The first couple of kilometres are always slow, but this time I was relying on this as a sensible warm up period, although I was surprised and concerned when the masses had not reached 1 km by 5:00 minutes, and the 2 km mark in another 4:30 minutes – at the 4:15 pace at which I was aiming, it would take a long time to claw back a whole minute.
In the end it was academic, but as you are running along you have plenty of time to contemplate everything from the sublime to the ridiculous.
As the Blue and Green starts merged, the pace again slowed marginally to accommodate the increased volume of runners, even so I passed 3km in a further 4:10 – 5 seconds credit to the pot, with another 15 gained after the 4km mark passed 4:00 minutes later. I was actually not really concentrating on my pace at this point as I was merely trying to negotiate my way through the crowds, perhaps my first mistake.
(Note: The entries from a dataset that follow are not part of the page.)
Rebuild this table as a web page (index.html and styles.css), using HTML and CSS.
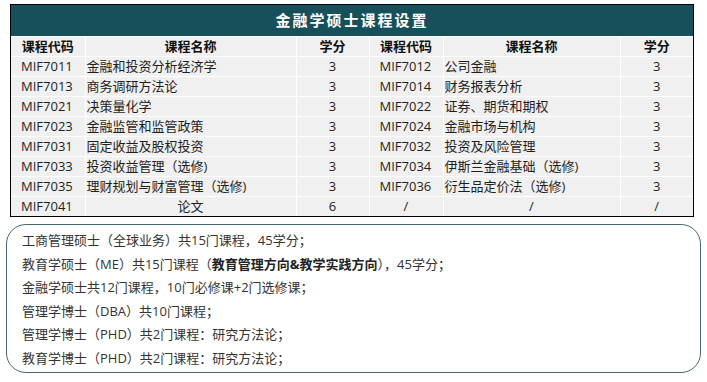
FILE: index.html
```html
<!DOCTYPE html>
<html lang="zh">
<head>
<meta charset="utf-8">
<link rel="stylesheet" href="styles.css">
</head>
<body>
<div class="page">
  <div class="table-frame">
  <table class="course">
    <colgroup>
      <col class="c-code"><col class="c-name"><col class="c-cr">
      <col class="c-code2"><col class="c-name2"><col class="c-cr2">
    </colgroup>
    <thead>
      <tr class="title-row"><th colspan="6">金融学硕士课程设置</th></tr>
      <tr class="head-row">
        <th>课程代码</th><th>课程名称</th><th>学分</th>
        <th>课程代码</th><th>课程名称</th><th>学分</th>
      </tr>
    </thead>
    <tbody>
      <tr><td class="code">MIF7011</td><td class="name">金融和投资分析经济学</td><td class="cr">3</td><td class="code">MIF7012</td><td class="name">公司金融</td><td class="cr">3</td></tr>
      <tr><td class="code">MIF7013</td><td class="name">商务调研方法论</td><td class="cr">3</td><td class="code">MIF7014</td><td class="name">财务报表分析</td><td class="cr">3</td></tr>
      <tr><td class="code">MIF7021</td><td class="name">决策量化学</td><td class="cr">3</td><td class="code">MIF7022</td><td class="name">证券、期货和期权</td><td class="cr">3</td></tr>
      <tr><td class="code">MIF7023</td><td class="name">金融监管和监管政策</td><td class="cr">3</td><td class="code">MIF7024</td><td class="name">金融市场与机构</td><td class="cr">3</td></tr>
      <tr><td class="code">MIF7031</td><td class="name">固定收益及股权投资</td><td class="cr">3</td><td class="code">MIF7032</td><td class="name">投资及风险管理</td><td class="cr">3</td></tr>
      <tr><td class="code">MIF7033</td><td class="name">投资收益管理（选修)</td><td class="cr">3</td><td class="code">MIF7034</td><td class="name">伊斯兰金融基础（选修)</td><td class="cr">3</td></tr>
      <tr><td class="code">MIF7035</td><td class="name">理财规划与财富管理（选修)</td><td class="cr">3</td><td class="code">MIF7036</td><td class="name">衍生品定价法（选修)</td><td class="cr">3</td></tr>
      <tr class="last"><td class="code">MIF7041</td><td class="cr">论文</td><td class="cr">6</td><td class="cr">/</td><td class="cr">/</td><td class="cr">/</td></tr>
    </tbody>
  </table>
  </div>

  <div class="notes">
    <p>工商管理硕士（全球业务）共15门课程，45学分；</p>
    <p>教育学硕士（ME）共15门课程（<b>教育管理方向&amp;教学实践方向</b>），45学分；</p>
    <p>金融学硕士共12门课程，10门必修课+2门选修课；</p>
    <p>管理学博士（DBA）共10门课程；</p>
    <p>管理学博士（PHD）共2门课程：研究方法论；</p>
    <p>教育学博士（PHD）共2门课程：研究方法论；</p>
  </div>
</div>
</body>
</html>
```

FILE: styles.css
```css
html, body {
  margin: 0;
  padding: 0;
  background: #ffffff;
}

.page {
  padding-top: 4px;
  font-family: "Open Sans", "Noto Sans CJK SC", sans-serif;
  font-size: 13px;
  color: #1e1e1e;
}

.table-frame {
  margin-left: 10px;
  width: 682px;
  border: 1px solid #000;
}

.course {
  width: 682px;
  table-layout: fixed;
  border-collapse: collapse;
  border: 0;
}

.c-code { width: 74px; }
.c-name { width: 211px; }
.c-cr { width: 73px; }
.c-code2 { width: 74px; }
.c-name2 { width: 177px; }
.c-cr2 { width: 73px; }

.course th,
.course td {
  padding: 0;
  height: 19px;
  line-height: 19px;
  background: #f0f0f0;
  border: 1px solid #ffffff;
  white-space: nowrap;
  overflow: hidden;
}

.course th:first-child,
.course td:first-child {
  border-left: 0;
}

.course th:last-child,
.course td:last-child {
  border-right: 0;
}

.course tr.last td {
  border-bottom: 0;
}

.title-row th {
  height: 31px;
  line-height: 31px;
  background: #17505a;
  color: #ffffff;
  font-size: 15px;
  font-weight: 700;
  text-align: center;
  letter-spacing: 2px;
  border: 0;
}

.head-row th {
  font-weight: 700;
  text-align: center;
  color: #111;
}

.course td.code {
  text-align: left;
  padding-left: 10px;
}

.course td.name {
  text-align: left;
  padding-left: 1px;
}

.course td.cr {
  text-align: center;
}

.notes {
  margin: 7px 0 0 6px;
  width: 693px;
  height: 143px;
  padding-top: 4px;
  box-sizing: content-box;
  border: 1.5px solid #46686e;
  border-radius: 20px;
  color: #333333;
}

.notes p {
  margin: 0;
  padding-left: 15px;
  line-height: 23.6px;
  white-space: nowrap;
}

.notes b {
  font-weight: 700;
  color: #222;
}
```
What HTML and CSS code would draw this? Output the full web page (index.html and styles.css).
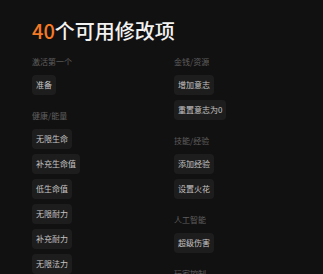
FILE: index.html
```html
<!DOCTYPE html>
<html>
<head>
  <meta charset="UTF-8">
  <meta name="viewport" content="width=device-width, initial-scale=1.0">
  <title>修改项</title>
  <link rel="stylesheet" href="styles.css">
</head>
<body>
  <div class="page">
    <h1 class="title"><span class="count">40</span>个可用修改项</h1>

    <div class="columns">
      <div class="column">
        <div class="section">
          <div class="section-label">激活第一个</div>
          <div class="option-list">
            <button class="option">准备</button>
          </div>
        </div>
        <div class="section">
          <div class="section-label">健康/能量</div>
          <div class="option-list">
            <button class="option">无限生命</button>
            <button class="option">补充生命值</button>
            <button class="option">低生命值</button>
            <button class="option">无限耐力</button>
            <button class="option">补充耐力</button>
            <button class="option">无限法力</button>
            <button class="option">补充法力</button>
          </div>
        </div>
      </div>

      <div class="column">
        <div class="section">
          <div class="section-label">金钱/资源</div>
          <div class="option-list">
            <button class="option">增加意志</button>
            <button class="option">重置意志为0</button>
          </div>
        </div>
        <div class="section">
          <div class="section-label">技能/经验</div>
          <div class="option-list">
            <button class="option">添加经验</button>
            <button class="option">设置火花</button>
          </div>
        </div>
        <div class="section">
          <div class="section-label">人工智能</div>
          <div class="option-list">
            <button class="option">超级伤害</button>
          </div>
        </div>
        <div class="section">
          <div class="section-label">玩家控制</div>
          <div class="option-list">
            <button class="option">无敌模式</button>
          </div>
        </div>
      </div>
    </div>
  </div>
</body>
</html>
```

FILE: styles.css
```css
* {
  margin: 0;
  padding: 0;
  box-sizing: border-box;
}

body {
  font-family: "Noto Sans CJK SC", "Noto Sans", sans-serif;
  background: #121111;
  color: #c4c4c4;
  height: 274px;
  overflow: hidden;
}

.page {
  padding: 17px 32px 0;
}

.title {
  font-size: 20px;
  line-height: 28px;
  font-weight: 500;
  color: #f2f2f2;
  margin-bottom: 11px;
}

.count {
  color: #f57a25;
}

.columns {
  display: grid;
  grid-template-columns: 1fr 1fr;
  column-gap: 25px;
}

.section {
  margin-bottom: 15px;
}

.section-label {
  font-size: 8px;
  line-height: 12px;
  color: #5f5f5f;
  margin-bottom: 7px;
}

.option-list {
  display: flex;
  flex-direction: column;
  align-items: flex-start;
  gap: 5px;
}

.option {
  height: 20px;
  padding: 0 4px;
  border: none;
  border-radius: 4px;
  background: #1e1d1d;
  color: #c4c4c4;
  font-family: inherit;
  font-size: 8px;
  line-height: 20px;
}
```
As the final race ‘merge’ came into view, where the ‘Red’ start competitors merge with the ‘Blue’ and ‘Green’ starts, imagine my surprise when, on the left hand side of the dual-carriageway, no more than 20ft ahead of me I spotted John. I increased my pace slightly and shouted across at him. He seemed almost as surprised as he looked back across his right shoulder. Imagine my despair as I noticed the roundabout at the bottom of Woolwich High street which I had to negotiate round the outside! As I emerged from the other side, John seemed a mile ahead already, nevertheless I picked up the pace a bit and managed to catch him. I would pay for this later – my last two kilometres had been 3:51 and 3:50 respectively.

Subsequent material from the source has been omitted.